→ TASK TO CARRY OUT
Copy each line where the word "components" occurs.

[Start]

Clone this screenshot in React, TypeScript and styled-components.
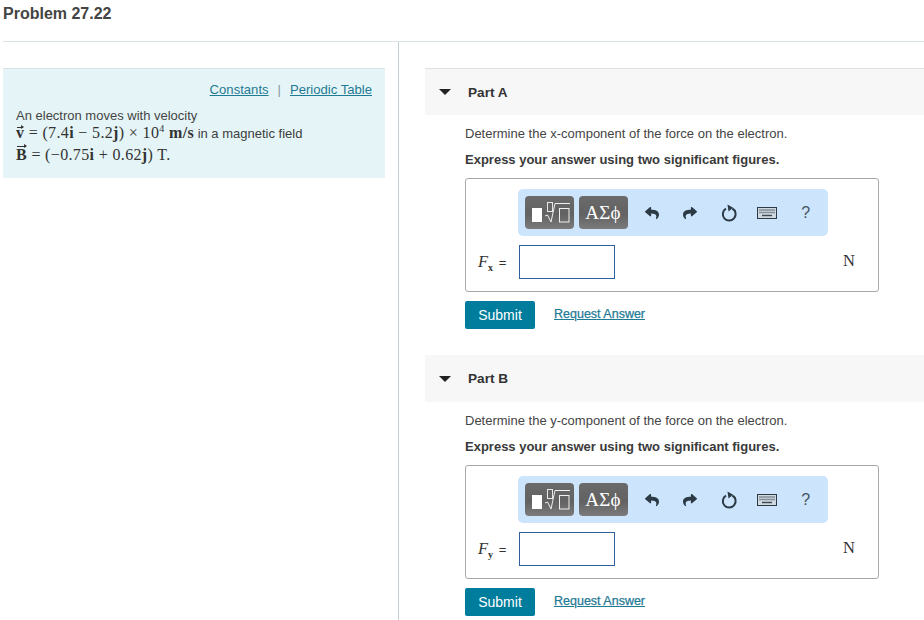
import React from "react";
import styled, { createGlobalStyle } from "styled-components";
import { FaReply, FaShare } from "react-icons/fa";

const Global = createGlobalStyle`
  html, body { margin: 0; padding: 0; background: #fff; }
  body { font-family: "Liberation Sans", Arial, sans-serif; color: #3d3d3d; }
`;

const Page = styled.div`
  width: 924px;
  height: 620px;
  overflow: hidden;
  display: flex;
  flex-direction: column;
`;
const TitleBar = styled.header`
  height: 41px;
  margin-left: 3px;
  border-bottom: 1px solid #dbe2e5;
  flex: none;
`;
const Title = styled.h1`
  margin: 0;
  padding-top: 5px;
  font-size: 16px;
  line-height: 18px;
  font-weight: 700;
  color: #444;
`;
const Columns = styled.div`
  flex: 1;
  display: grid;
  grid-template-columns: 399px 1fr;
  min-height: 0;
`;
const LeftColumn = styled.aside`
  border-right: 1px solid #c5ced3;
  padding: 26px 13px 0 3px;
`;
const InfoPanel = styled.section`
  height: 110px;
  box-sizing: border-box;
  background: #e5f5f7;
  border-top: 1px solid #d9e4e8;
  padding: 12px 13px 0 13px;
`;
const LinkRow = styled.div`
  display: flex;
  justify-content: flex-end;
  align-items: center;
  gap: 9px;
  font-size: 13.1px;
  line-height: 18px;
  color: #8a9499;
`;
const TextLink = styled.a`
  color: #1f7a94;
  text-decoration: underline;
`;
const Statement = styled.div`
  margin-top: 9px;
  font-size: 13px;
  line-height: 16px;
  color: #444;
`;
const MathLine = styled.div`
  font-size: 13px;
  line-height: 17px;
  white-space: nowrap;
  margin-top: ${(p: { $gap: number }) => p.$gap}px;
`;
const M = styled.span`
  font-family: "Liberation Serif", "Times New Roman", serif;
  font-size: 16px;
  letter-spacing: 0.35px;
  color: #333;
`;
const B = styled.b`
  font-weight: 700;
`;
const Vec = styled.b<{ $top: number }>`
  position: relative;
  font-weight: 700;
  &::before {
    content: "";
    position: absolute;
    left: 1px;
    right: 1px;
    top: ${(p) => p.$top}px;
    height: 1px;
    background: #333;
  }
  &::after {
    content: "";
    position: absolute;
    right: 0;
    top: ${(p) => p.$top - 2}px;
    border-left: 3px solid #333;
    border-top: 2.5px solid transparent;
    border-bottom: 2.5px solid transparent;
  }
`;
const Sup = styled.sup`
  font-size: 10px;
  line-height: 0;
`;
const RightColumn = styled.main`
  padding: 26px 0 0 26px;
  display: flex;
  flex-direction: column;
  gap: 26px;
`;
const Part = styled.section``;
const PartHeader = styled.div`
  height: 47px;
  box-sizing: border-box;
  background: #f7f7f7;
  border-top: ${(p: { $top?: boolean }) => (p.$top ? "1px solid #e0e0e0" : "0")};
  display: flex;
  align-items: center;
  padding-left: 14px;
  gap: 17px;
`;
const Caret = styled.span`
  width: 0;
  height: 0;
  border-left: 6px solid transparent;
  border-right: 6px solid transparent;
  border-top: 6px solid #222;
`;
const PartName = styled.h2`
  margin: 0;
  font-size: 13.6px;
  font-weight: 700;
  color: #333;
`;
const PartBody = styled.div`
  padding: 11px 45px 0 40px;
`;
const Prompt = styled.p`
  margin: 0;
  font-size: 13px;
  line-height: 15px;
  color: #444;
`;
const Hint = styled.p`
  margin: 11px 0 11px;
  font-size: 13px;
  line-height: 15px;
  font-weight: 700;
  color: #3a3a3a;
`;
const AnswerBox = styled.div`
  height: 114px;
  box-sizing: border-box;
  border: 1px solid #a8a8a8;
  border-radius: 3px;
  padding: 10px 21px 0 12px;
  display: flex;
  flex-direction: column;
`;
const ToolbarRow = styled.div`
  display: flex;
  justify-content: center;
  padding-left: 10px;
`;
const Toolbar = styled.div`
  width: 310px;
  height: 47px;
  box-sizing: border-box;
  background: #cce5fd;
  border-radius: 5px;
  display: flex;
  align-items: center;
  padding: 0 7px;
`;
const ToolButton = styled.div`
  height: 33px;
  width: ${(p: { $w: number }) => p.$w}px;
  margin-right: 5px;
  border-radius: 4px;
  background: linear-gradient(#6a6a6a, #626262 55%, #7b7b7b);
  display: flex;
  align-items: center;
  justify-content: center;
  color: #fff;
  flex: none;
`;
const Greek = styled.span`
  font-family: "Liberation Serif", serif;
  font-size: 19px;
  letter-spacing: 0.2px;
`;
const IconSlot = styled.div`
  width: 38.5px;
  display: flex;
  justify-content: center;
  align-items: center;
  color: #2b3a44;
  flex: none;
`;
const Help = styled.span`
  font-size: 16px;
  color: #44525c;
`;
const InputRow = styled.div`
  display: flex;
  align-items: center;
  margin-top: 9px;
`;
const VarLabel = styled.div`
  width: 41px;
  flex: none;
  font-family: "Liberation Serif", serif;
  font-size: 16.5px;
  font-style: italic;
  color: #333;
  white-space: nowrap;
`;
const Sub = styled.sub`
  font-size: 10px;
  line-height: 0;
  font-style: normal;
  font-weight: 700;
`;
const Eq = styled.span`
  font-family: "Liberation Sans", sans-serif;
  font-size: 13px;
  font-style: normal;
  margin-left: 2px;
`;
const AnswerInput = styled.div`
  width: 96px;
  height: 34px;
  box-sizing: border-box;
  border: 1px solid #2f5f9e;
  background: #fff;
  flex: none;
`;
const Unit = styled.div`
  margin-left: auto;
  font-family: "Liberation Serif", serif;
  font-size: 16.5px;
  color: #333;
  transform: translate(-2px, -1px);
`;
const Actions = styled.div`
  display: flex;
  align-items: center;
  margin-top: 9px;
  gap: 19px;
`;
const SubmitButton = styled.button`
  width: 70px;
  height: 28px;
  border: 0;
  border-radius: 2px;
  background: #007c9c;
  color: #fff;
  font-family: "Liberation Sans", sans-serif;
  font-size: 14px;
  padding: 0;
`;
const RequestLink = styled.a`
  font-size: 12.5px;
  -webkit-text-stroke: 0.25px #1f7a94;
  color: #1f7a94;
  text-decoration: underline;
  position: relative;
  top: -1px;
`;

const MatrixIcon = () => (
  <svg width="49" height="33" viewBox="0 0 49 33" fill="none">
    <rect x="7" y="12" width="10" height="14" fill="#fff" />
    <rect x="22.5" y="6.5" width="5" height="9" stroke="#e8e8e8" />
    <path d="M20 20l2.5-1 3.5 7 4-18.5h15" stroke="#f0f0f0" />
    <rect x="34.5" y="12.5" width="9.5" height="13.5" stroke="#f0f0f0" />
  </svg>
);

const ResetIcon = () => (
  <svg width="18" height="18" viewBox="0 0 18 18" fill="none">
    <path d="M6 4.6a6.4 6.4 0 1 0 6.3-.1" stroke="#2b3a44" strokeWidth="2" />
    <path d="M7.5 0.5l5.5 3.2L8.5 7.6z" fill="#2b3a44" />
  </svg>
);

const KeyboardIcon = () => (
  <svg width="20" height="12" viewBox="0 0 20 12" fill="none">
    <rect x="0.5" y="0.5" width="19" height="11" fill="#cfd8df" stroke="#2b3a44" />
    <path d="M2.5 3h15M2.5 5.5h15" stroke="#3a4852" strokeWidth="1.4" strokeDasharray="1 1" />
    <path d="M5 8.5h10" stroke="#3a4852" strokeWidth="1.4" />
  </svg>
);

const EditorToolbar = () => (
  <ToolbarRow>
    <Toolbar>
      <ToolButton $w={49}><MatrixIcon /></ToolButton>
      <ToolButton $w={49}><Greek>ΑΣϕ</Greek></ToolButton>
      <IconSlot><FaReply size={14} /></IconSlot>
      <IconSlot><FaShare size={14} /></IconSlot>
      <IconSlot><ResetIcon /></IconSlot>
      <IconSlot><KeyboardIcon /></IconSlot>
      <IconSlot><Help>?</Help></IconSlot>
    </Toolbar>
  </ToolbarRow>
);

const PartBlock = ({ name, axis, sub, top }: { name: string; axis: string; sub: string; top?: boolean }) => (
  <Part>
    <PartHeader $top={top}>
      <Caret />
      <PartName>{name}</PartName>
    </PartHeader>
    <PartBody>
      <Prompt>Determine the {axis}-component of the force on the electron.</Prompt>
      <Hint>Express your answer using two significant figures.</Hint>
      <AnswerBox>
        <EditorToolbar />
        <InputRow>
          <VarLabel>F<Sub>{sub}</Sub><Eq> =</Eq></VarLabel>
          <AnswerInput />
          <Unit>N</Unit>
        </InputRow>
      </AnswerBox>
      <Actions>
        <SubmitButton>Submit</SubmitButton>
        <RequestLink>Request Answer</RequestLink>
      </Actions>
    </PartBody>
  </Part>
);

export default function App() {
  return (
    <Page>
      <Global />
      <TitleBar>
        <Title>Problem 27.22</Title>
      </TitleBar>
      <Columns>
        <LeftColumn>
          <InfoPanel>
            <LinkRow>
              <TextLink>Constants</TextLink>
              <span>|</span>
              <TextLink>Periodic Table</TextLink>
            </LinkRow>
            <Statement>An electron moves with velocity</Statement>
            <MathLine $gap={0}>
              <M><Vec $top={3}>v</Vec> = (7.4<B>i</B> − 5.2<B>j</B>) × 10<Sup>4</Sup> <B as="span">m/s</B></M> in a magnetic field
            </MathLine>
            <MathLine $gap={4}>
              <M><Vec $top={0}>B</Vec> = (−0.75<B>i</B> + 0.62<B>j</B>) T.</M>
            </MathLine>
          </InfoPanel>
        </LeftColumn>
        <RightColumn>
          <PartBlock name="Part A" axis="x" sub="x" top />
          <PartBlock name="Part B" axis="y" sub="y" />
        </RightColumn>
      </Columns>
    </Page>
  );
}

[End]

→ TASK OUTPUT
Clone this screenshot in React, TypeScript and styled-components.
import styled, { createGlobalStyle } from "styled-components";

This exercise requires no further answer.